RioFS is an userspace filesystem for Amazon S3 buckets for servers that run on Linux and MacOSX. It supports versioned and non-versioned buckets in all AWS regions. RioFS development started at Skoobe as a storage backend for legacy daemons which cannot talk natively to S3. It handles buckets with many thousands of keys and highly concurrent access gracefully.
- glib >= 2.22
- fuse >= 2.7.3
- libevent >= 2.0
- libxml >= 2.6
- libcrypto >= 0.9
- libmagic (optional: --with-libmagic=PATH)
Find here installation guides for Ubuntu, Centos and MacOSX
./autogen.sh
./configure
make
sudo make install
export AWS_ACCESS_KEY_ID="your AWS access key"
export AWS_SECRET_ACCESS_KEY="your AWS secret access key"

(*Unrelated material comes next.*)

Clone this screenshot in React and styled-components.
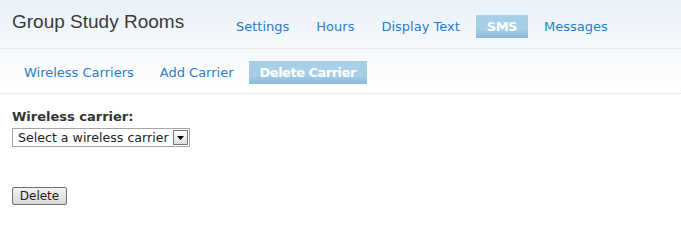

riofs [options] [bucketname] [mountpoint]
-v: Verbose output.
-f: Do not daemonize process.
-c path: Path to configuration file.
-o "opt[,opt...]": fuse options
-l path: Log file to use.
--uid: Set UID of filesystem owner.
--gid: Set GID of filesystem owner.
--fmode: Set mode for files.
--dmode: Set mode for directories.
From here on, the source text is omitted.